In response, Friends of the Earth is calling for stronger rules to protect oceans, coasts, sea life and people.

"It's time for cruise ships to stop using our oceans as a toilet," said Marcie Keever, Friends of the Earth oceans and vessels program director.

"This is an industry worth billions of dollars that could install the most advanced sewage treatment technology available for the cost of a single can of Coke per passenger," Keever said. "We're encouraged that some cruise lines are taking incremental steps to improve their performance, but the entire industry must stop hiding behind weak regulations and take action to make sure the oceans their ships travel remain as clear as the photos in cruise brochures. But we also need the EPA to adopt tougher treatment standards to protect our oceans and coasts from the waste of these floating cities."

Cruise ships are also responsible for significant amounts of air pollution from the dirty fuel they burn. Even at the dock, cruise ships often run dirty diesel engines to provide electrical power to passengers and crew.

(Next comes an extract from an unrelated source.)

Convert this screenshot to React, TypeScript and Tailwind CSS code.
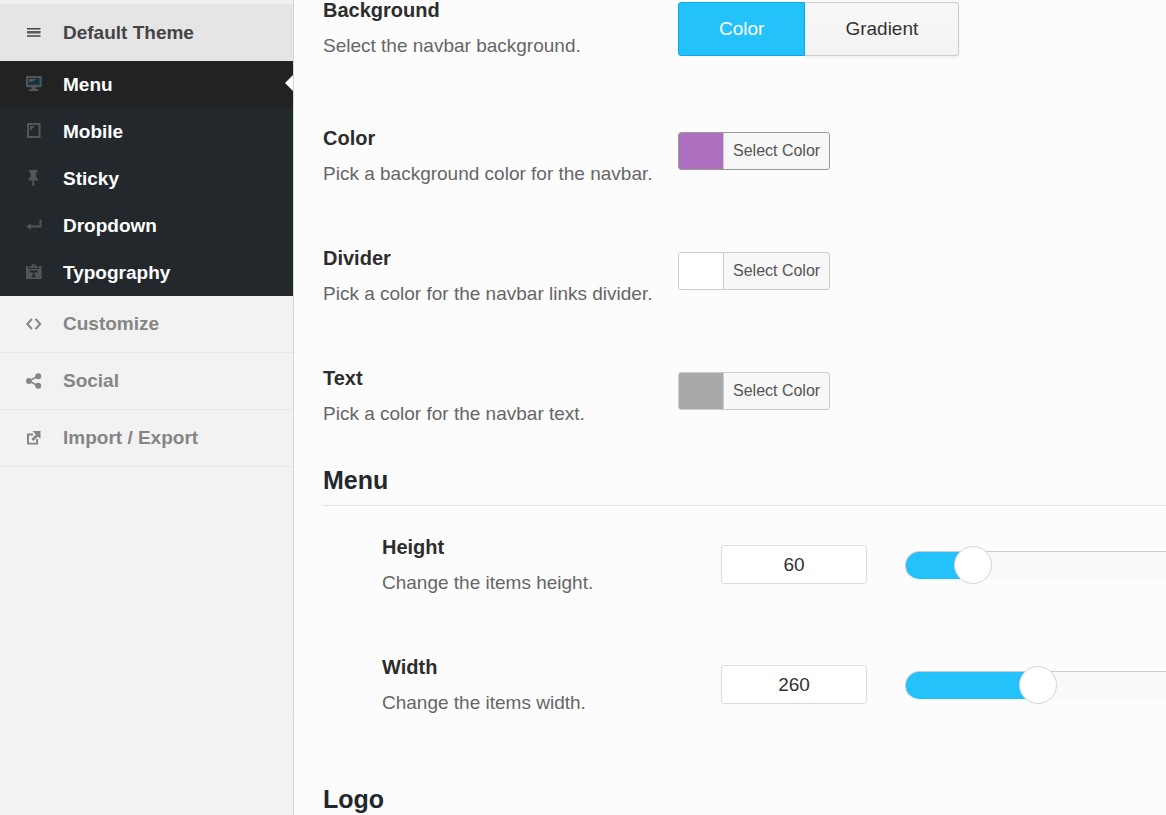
import React, { useState } from 'react';
import clsx from 'clsx';

type IconName = 'list' | 'monitor' | 'tablet' | 'pin' | 'return' | 'clipboard' | 'code' | 'share' | 'export';

const iconShapes: Record<IconName, React.ReactNode> = {
  list: (
    <>
      <path d="M1 3h13.500v1.500H1zM1 10.200h13.500v1.600H1z" />
      <path d="M1 6h13.500v2.600H1z" opacity="0.85" />
    </>
  ),
  monitor: (
    <>
      <path fill="#143242" d="M1 1h15.500v11H1z" />
      <path fillRule="evenodd" d="M0 0h15.500v11H0zM2 2v6.800h11.500V2z" />
      <path d="M3 3h8L8 4.800 3 6.500z" />
      <path d="M5.500 11h4.500v2.200h2.500V15h-9.500v-1.800h2.500z" />
    </>
  ),
  tablet: (
    <>
      <path fillRule="evenodd" d="M1 0h13.500v15H1zM3 2v11h9.500V2z" />
      <path d="M4 3h5L4 8z" />
    </>
  ),
  pin: <path d="M3 0h8.500v2l-1.500 1V6.500l2 2.700v1.300H8.200V16H6.300v-5.500H2.500V9.200l2-2.700V3L3 2z" />,
  return: <path d="M13.500 2.500h2V10.500H5v2.500L0 9.500 5 6v2.500h8.500z" />,
  clipboard: (
    <path
      fillRule="evenodd"
      d="M0 2h2.500v3h10.500V2h2.500v13H0zM3.500 4V2.500h1.700c.3-3.300 4.800-3.300 5.100 0H12V4zM7 1.200v1.300h1.500V1.200zM3.800 6.500v2.300h1.400v-.8h1.600v4H5.700v1.300h4.100v-1.300H8.700V8h1.600v.8h1.400V6.500z"
    />
  ),
  code: <path fill="none" stroke="currentColor" strokeWidth="2" d="M6 2.800 1.300 8 6 13.200M9.500 2.800 14.200 8 9.500 13.200" />,
  share: (
    <>
      <circle cx="2.900" cy="8" r="2.900" />
      <circle cx="12.200" cy="3.200" r="3" />
      <circle cx="12.200" cy="12.800" r="3" />
      <path fill="none" stroke="currentColor" strokeWidth="1.600" d="M12 3.200 3 8l9 4.800" />
    </>
  ),
  export: (
    <>
      <path d="M1 3.500h6v2H2.900v7.200h7.200V9H12v5.500H1z" />
      <path d="M6.500 1h8v8l-2.600-2.600-4.500 4.500-2-2 4.500-4.500z" />
    </>
  ),
};

const Icon = ({ name }: { name: IconName }) => (
  <svg viewBox="0 0 16 16" className="h-4 w-4 flex-shrink-0 overflow-visible" fill="currentColor" aria-hidden="true">
    {iconShapes[name]}
  </svg>
);

const submenu: { label: string; icon: IconName }[] = [
  { label: 'Menu', icon: 'monitor' },
  { label: 'Mobile', icon: 'tablet' },
  { label: 'Sticky', icon: 'pin' },
  { label: 'Dropdown', icon: 'return' },
  { label: 'Typography', icon: 'clipboard' },
];

const sections: { label: string; icon: IconName }[] = [
  { label: 'Customize', icon: 'code' },
  { label: 'Social', icon: 'share' },
  { label: 'Import / Export', icon: 'export' },
];

const Sidebar = () => {
  const [active, setActive] = useState('Menu');

  return (
    <aside className="w-[294px] flex-shrink-0 border-r border-[#d5d5d5] bg-linear-to-b from-[#f1f1f1] to-[#f3f3f3] pt-1 text-[19px] font-bold">
      <nav>
        <a href="#theme" className="flex h-[57px] items-center gap-[21px] border-t border-[#e8e8e8] bg-[#e5e5e5] px-[26px] text-[#444]">
          <Icon name="list" />
          Default Theme
        </a>

        <ul className="bg-[#23282d]">
          {submenu.map(item => (
            <li key={item.label}>
              <a
                href={`#${item.label.toLowerCase()}`}
                onClick={() => setActive(item.label)}
                className={clsx(
                  'relative flex h-[47px] items-center gap-[21px] px-[26px] pt-px text-white',
                  active === item.label && 'bg-[#222]'
                )}
              >
                <span className="pb-0.5 text-[#555]">
                  <Icon name={item.icon} />
                </span>
                {item.label}
                {active === item.label && (
                  <svg viewBox="0 0 8 16" className="absolute right-0 top-[14px] h-4 w-2" aria-hidden="true">
                    <path fill="#fcfcfc" d="M8 0v16L0 8z" />
                  </svg>
                )}
              </a>
            </li>
          ))}
        </ul>

        {sections.map(item => (
          <a
            key={item.label}
            href={`#${item.label.toLowerCase()}`}
            className="flex h-[57px] items-center gap-[21px] border-b border-[#e6e6e6] px-[26px] text-[#858585]"
          >
            <Icon name={item.icon} />
            {item.label}
          </a>
        ))}
      </nav>
    </aside>
  );
};

interface FieldProps {
  title: string;
  description: string;
  nested?: boolean;
  children: React.ReactNode;
}

const Field = ({ title, description, nested, children }: FieldProps) => (
  <div className="flex items-start">
    <div className={clsx('flex-shrink-0', nested ? 'w-[339px]' : 'w-[355px]')}>
      <h3 className="text-xl/5 font-bold text-[#2d2d2d]">{title}</h3>
      <p className="mt-[14px] whitespace-nowrap text-[19px]/6 text-[#666]">{description}</p>
    </div>
    {children}
  </div>
);

const BackgroundToggle = () => {
  const [value, setValue] = useState('Color');

  return (
    <div className="mt-0.5 flex">
      {['Color', 'Gradient'].map(option => (
        <button
          key={option}
          type="button"
          aria-pressed={value === option}
          onClick={() => setValue(option)}
          className={clsx(
            'h-[54px] border px-10 text-[19px] first:rounded-l-[3px] last:rounded-r-[3px] last:border-l-0',
            value === option
              ? 'border-[#0ea9e4] bg-[#23c2fa] text-white'
              : 'border-[#ccc] bg-linear-to-b from-[#f8f8f8] to-[#f3f3f3] text-[#333] shadow-[0_2px_3px_rgba(0,0,0,0.06)]'
          )}
        >
          {option}
        </button>
      ))}
    </div>
  );
};

const ColorButton = ({ swatch, className }: { swatch: string; className: string }) => (
  <button
    type="button"
    className={clsx('mt-1 flex h-[38px] overflow-hidden rounded-[3px] border bg-[#f7f7f7] text-base text-[#555]', className)}
  >
    <span className={clsx('h-full w-[45px] border-r border-[#ccc]', swatch)} />
    <span className="self-center px-[9px]">Select Color</span>
  </button>
);

interface SizeControlProps {
  label: string;
  initial: number;
  max: number;
}

const SizeControl = ({ label, initial, max }: SizeControlProps) => {
  const [value, setValue] = useState(initial);
  const style = { '--fill': `calc(19px + (100% - 38px) * ${value / max})` } as React.CSSProperties;

  return (
    <div className="mt-2 flex flex-1 items-start gap-[38px]">
      <input
        type="text"
        aria-label={label}
        value={value}
        onChange={e => setValue(Math.min(max, Number(e.target.value) || 0))}
        className="h-[39px] w-[146px] flex-shrink-0 rounded-[3px] border border-[#ddd] bg-white text-center text-[19px] text-[#333]"
      />
      <input
        type="range"
        aria-label={`${label} slider`}
        min={0}
        max={max}
        value={value}
        onChange={e => setValue(Number(e.target.value))}
        style={style}
        className="-mr-10 h-10 min-w-0 flex-1 appearance-none bg-transparent [&::-webkit-slider-runnable-track]:h-[29px] [&::-webkit-slider-runnable-track]:rounded-full [&::-webkit-slider-runnable-track]:border [&::-webkit-slider-runnable-track]:border-x-[#b5ccd6] [&::-webkit-slider-runnable-track]:border-t-[#ccc] [&::-webkit-slider-runnable-track]:border-b-[#f7f7f7] [&::-webkit-slider-runnable-track]:bg-[linear-gradient(to_right,#23c2fa_var(--fill),#f9f9f9_var(--fill))] [&::-webkit-slider-thumb]:-mt-[6px] [&::-webkit-slider-thumb]:h-[38px] [&::-webkit-slider-thumb]:w-[38px] [&::-webkit-slider-thumb]:appearance-none [&::-webkit-slider-thumb]:rounded-full [&::-webkit-slider-thumb]:border [&::-webkit-slider-thumb]:border-[#d5d5d5] [&::-webkit-slider-thumb]:bg-white"
      />
    </div>
  );
};

const SectionHeading = ({ children }: { children: React.ReactNode }) => (
  <h2 className="border-b border-[#e2e2e2] pb-[9px] text-[25px]/8 font-bold text-[#23282d]">{children}</h2>
);

export default function App() {
  return (
    <div className="flex h-screen overflow-hidden bg-[#fcfcfc] font-['Liberation_Sans',Arial,sans-serif]">
      <Sidebar />

      <main className="min-w-0 flex-1 overflow-hidden pl-[29px]">
        {/* Navbar */}
        <section className="mb-[38px]">
          <div className="mb-[70px]">
            <Field title="Background" description="Select the navbar background.">
              <BackgroundToggle />
            </Field>
          </div>
          <div className="space-y-[62px]">
            <Field title="Color" description="Pick a background color for the navbar.">
              <ColorButton swatch="bg-[#ad70c0]" className="border-[#999]" />
            </Field>
            <Field title="Divider" description="Pick a color for the navbar links divider.">
              <ColorButton swatch="bg-white" className="border-[#ccc]" />
            </Field>
            <Field title="Text" description="Pick a color for the navbar text.">
              <ColorButton swatch="bg-[#a9a9a9]" className="border-[#ccc]" />
            </Field>
          </div>
        </section>

        {/* Menu items */}
        <section className="mb-[68px]">
          <SectionHeading>Menu</SectionHeading>
          <div className="mt-[31px] space-y-[62px] pl-[59px]">
            <Field nested title="Height" description="Change the items height.">
              <SizeControl label="Height" initial={60} max={325} />
            </Field>
            <Field nested title="Width" description="Change the items width.">
              <SizeControl label="Width" initial={260} max={600} />
            </Field>
          </div>
        </section>

        <section>
          <SectionHeading>Logo</SectionHeading>
        </section>
      </main>
    </div>
  );
}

According to the U.S. EPA, each day an average cruise ship is at sea, it emits more sulfur dioxide than 13 million cars and more soot than 1 million cars. Starting in 2015, cleaner fuel standards in the U.S. and Canada will reduce the amount of sulfur emitted by each ship about 97 percent and the amount of soot by 85 percent, in addition to the interim cleaner fuel standards already in place in North America.

Disney Cruise Line, based in Lake Buena Vista, Fla., was ranked as the most environmentally responsible line, earning an A for sewage treatment and an overall grade of A—the only line to score that highly—and the first A ever issued to a cruise line. Keever said all four Disney ships have advanced sewage treatment systems and three are equipped to plug in to shore-based power.

At the other end of the scale, Carnival Cruise Lines of Doral, FL received an F for sewage treatment and an overall grade of C-minus. The company has the world's largest fleet of 24 cruise ships but only two with advanced sewage treatment technology.

Carnival Lines' parent company, Carnival Corp. & PLC of Miami and London, also operates six other lines graded by the report card. Although the Carnival-owned Seabourn and Cunard lines both received an A for sewage treatment and Holland America and Princess received a B and B-minus respectively, two other Carnival lines—P&O and Costa—received extremely low grades for sewage treatment and overall grades of F.

"As the industry leader, Carnival Corp. has to step up its environmental game throughout all of its different lines," Keever said. "How can Carnival Corp. justify having more than half of its fleet continue to use outdated technology that pollutes our oceans and threatens our marine ecosystem health, sea life and all of us?"